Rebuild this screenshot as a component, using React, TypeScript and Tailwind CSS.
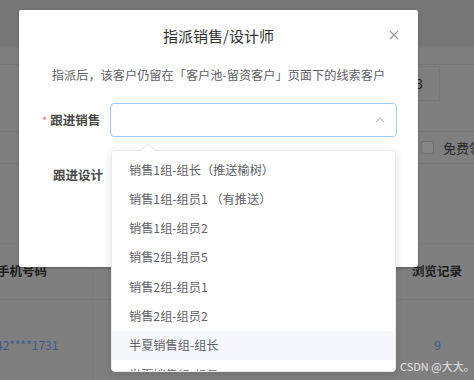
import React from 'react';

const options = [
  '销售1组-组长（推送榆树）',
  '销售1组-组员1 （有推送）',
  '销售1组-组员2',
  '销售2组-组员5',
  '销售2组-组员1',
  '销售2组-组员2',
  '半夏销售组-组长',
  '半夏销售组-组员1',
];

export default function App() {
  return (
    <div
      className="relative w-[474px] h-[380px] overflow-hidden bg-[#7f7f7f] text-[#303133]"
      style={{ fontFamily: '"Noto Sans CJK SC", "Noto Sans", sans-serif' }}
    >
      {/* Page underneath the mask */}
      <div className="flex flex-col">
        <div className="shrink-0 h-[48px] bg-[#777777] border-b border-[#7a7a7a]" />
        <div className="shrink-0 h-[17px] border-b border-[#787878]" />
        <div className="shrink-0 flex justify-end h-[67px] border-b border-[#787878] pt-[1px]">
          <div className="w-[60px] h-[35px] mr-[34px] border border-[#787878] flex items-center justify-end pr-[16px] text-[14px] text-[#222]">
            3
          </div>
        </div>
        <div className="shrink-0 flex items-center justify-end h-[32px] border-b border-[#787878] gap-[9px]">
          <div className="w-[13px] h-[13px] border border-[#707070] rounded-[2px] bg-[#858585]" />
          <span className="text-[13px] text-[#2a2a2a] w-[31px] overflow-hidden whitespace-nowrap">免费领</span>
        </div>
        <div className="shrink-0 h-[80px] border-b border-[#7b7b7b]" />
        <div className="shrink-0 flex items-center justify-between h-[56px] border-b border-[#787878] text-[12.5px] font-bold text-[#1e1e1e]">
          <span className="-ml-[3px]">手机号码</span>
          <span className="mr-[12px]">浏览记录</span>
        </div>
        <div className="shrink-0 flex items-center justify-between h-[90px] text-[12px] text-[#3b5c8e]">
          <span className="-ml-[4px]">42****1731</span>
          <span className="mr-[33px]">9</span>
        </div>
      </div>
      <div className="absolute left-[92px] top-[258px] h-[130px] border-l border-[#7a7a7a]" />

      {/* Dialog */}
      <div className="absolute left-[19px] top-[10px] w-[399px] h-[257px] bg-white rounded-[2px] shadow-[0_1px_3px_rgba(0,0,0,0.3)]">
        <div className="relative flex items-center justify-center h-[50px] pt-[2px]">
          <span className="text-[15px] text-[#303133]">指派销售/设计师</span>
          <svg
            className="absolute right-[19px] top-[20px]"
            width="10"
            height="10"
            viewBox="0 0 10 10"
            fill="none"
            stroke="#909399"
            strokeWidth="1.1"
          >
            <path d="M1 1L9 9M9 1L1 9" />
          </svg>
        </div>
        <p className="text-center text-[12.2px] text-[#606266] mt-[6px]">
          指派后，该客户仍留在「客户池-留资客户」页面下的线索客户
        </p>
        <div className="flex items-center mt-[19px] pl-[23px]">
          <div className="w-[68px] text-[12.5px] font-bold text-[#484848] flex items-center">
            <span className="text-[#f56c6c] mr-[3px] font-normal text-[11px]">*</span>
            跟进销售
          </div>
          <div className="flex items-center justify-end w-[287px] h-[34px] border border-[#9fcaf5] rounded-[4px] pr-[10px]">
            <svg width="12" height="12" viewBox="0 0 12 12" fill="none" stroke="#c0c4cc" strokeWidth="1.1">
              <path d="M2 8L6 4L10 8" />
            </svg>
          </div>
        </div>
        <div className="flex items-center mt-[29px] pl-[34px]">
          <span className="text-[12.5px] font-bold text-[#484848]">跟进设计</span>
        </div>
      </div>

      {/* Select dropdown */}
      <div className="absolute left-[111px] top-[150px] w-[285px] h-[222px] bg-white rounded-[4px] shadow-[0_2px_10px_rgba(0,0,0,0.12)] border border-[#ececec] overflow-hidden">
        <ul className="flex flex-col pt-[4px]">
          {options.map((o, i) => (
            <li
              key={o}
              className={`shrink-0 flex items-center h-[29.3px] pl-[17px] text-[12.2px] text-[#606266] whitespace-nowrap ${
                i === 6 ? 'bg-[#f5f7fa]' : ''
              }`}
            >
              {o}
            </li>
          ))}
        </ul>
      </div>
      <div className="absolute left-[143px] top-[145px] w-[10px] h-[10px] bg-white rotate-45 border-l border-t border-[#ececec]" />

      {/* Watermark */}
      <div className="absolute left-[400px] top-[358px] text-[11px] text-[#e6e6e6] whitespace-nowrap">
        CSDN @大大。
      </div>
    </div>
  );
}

━━━━━━

→ Task objective
Return each line exactly as written. Any picture gets left out.

→ Reply to the task
Rebuild this screenshot as a component, using React, TypeScript and Tailwind CSS.
import React from 'react';

const options = [
  '销售1组-组长（推送榆树）',
  '销售1组-组员1 （有推送）',
  '销售1组-组员2',
  '销售2组-组员5',
  '销售2组-组员1',
  '销售2组-组员2',
  '半夏销售组-组长',
  '半夏销售组-组员1',
];

export default function App() {
  return (
    <div
      className="relative w-[474px] h-[380px] overflow-hidden bg-[#7f7f7f] text-[#303133]"
      style={{ fontFamily: '"Noto Sans CJK SC", "Noto Sans", sans-serif' }}
    >
      {/* Page underneath the mask */}
      <div className="flex flex-col">
        <div className="shrink-0 h-[48px] bg-[#777777] border-b border-[#7a7a7a]" />
        <div className="shrink-0 h-[17px] border-b border-[#787878]" />
        <div className="shrink-0 flex justify-end h-[67px] border-b border-[#787878] pt-[1px]">
          <div className="w-[60px] h-[35px] mr-[34px] border border-[#787878] flex items-center justify-end pr-[16px] text-[14px] text-[#222]">
            3
          </div>
        </div>
        <div className="shrink-0 flex items-center justify-end h-[32px] border-b border-[#787878] gap-[9px]">
          <div className="w-[13px] h-[13px] border border-[#707070] rounded-[2px] bg-[#858585]" />
          <span className="text-[13px] text-[#2a2a2a] w-[31px] overflow-hidden whitespace-nowrap">免费领</span>
        </div>
        <div className="shrink-0 h-[80px] border-b border-[#7b7b7b]" />
        <div className="shrink-0 flex items-center justify-between h-[56px] border-b border-[#787878] text-[12.5px] font-bold text-[#1e1e1e]">
          <span className="-ml-[3px]">手机号码</span>
          <span className="mr-[12px]">浏览记录</span>
        </div>
        <div className="shrink-0 flex items-center justify-between h-[90px] text-[12px] text-[#3b5c8e]">
          <span className="-ml-[4px]">42****1731</span>
          <span className="mr-[33px]">9</span>
        </div>
      </div>
      <div className="absolute left-[92px] top-[258px] h-[130px] border-l border-[#7a7a7a]" />

      {/* Dialog */}
      <div className="absolute left-[19px] top-[10px] w-[399px] h-[257px] bg-white rounded-[2px] shadow-[0_1px_3px_rgba(0,0,0,0.3)]">
        <div className="relative flex items-center justify-center h-[50px] pt-[2px]">
          <span className="text-[15px] text-[#303133]">指派销售/设计师</span>
          <svg
            className="absolute right-[19px] top-[20px]"
            width="10"
            height="10"
            viewBox="0 0 10 10"
            fill="none"
            stroke="#909399"
            strokeWidth="1.1"
          >
            <path d="M1 1L9 9M9 1L1 9" />
          </svg>
        </div>
        <p className="text-center text-[12.2px] text-[#606266] mt-[6px]">
          指派后，该客户仍留在「客户池-留资客户」页面下的线索客户
        </p>
        <div className="flex items-center mt-[19px] pl-[23px]">
          <div className="w-[68px] text-[12.5px] font-bold text-[#484848] flex items-center">
            <span className="text-[#f56c6c] mr-[3px] font-normal text-[11px]">*</span>
            跟进销售
          </div>
          <div className="flex items-center justify-end w-[287px] h-[34px] border border-[#9fcaf5] rounded-[4px] pr-[10px]">
            <svg width="12" height="12" viewBox="0 0 12 12" fill="none" stroke="#c0c4cc" strokeWidth="1.1">
              <path d="M2 8L6 4L10 8" />
            </svg>
          </div>
        </div>
        <div className="flex items-center mt-[29px] pl-[34px]">
          <span className="text-[12.5px] font-bold text-[#484848]">跟进设计</span>
        </div>
      </div>

      {/* Select dropdown */}
      <div className="absolute left-[111px] top-[150px] w-[285px] h-[222px] bg-white rounded-[4px] shadow-[0_2px_10px_rgba(0,0,0,0.12)] border border-[#ececec] overflow-hidden">
        <ul className="flex flex-col pt-[4px]">
          {options.map((o, i) => (
            <li
              key={o}
              className={`shrink-0 flex items-center h-[29.3px] pl-[17px] text-[12.2px] text-[#606266] whitespace-nowrap ${
                i === 6 ? 'bg-[#f5f7fa]' : ''
              }`}
            >
              {o}
            </li>
          ))}
        </ul>
      </div>
      <div className="absolute left-[143px] top-[145px] w-[10px] h-[10px] bg-white rotate-45 border-l border-t border-[#ececec]" />

      {/* Watermark */}
      <div className="absolute left-[400px] top-[358px] text-[11px] text-[#e6e6e6] whitespace-nowrap">
        CSDN @大大。
      </div>
    </div>
  );
}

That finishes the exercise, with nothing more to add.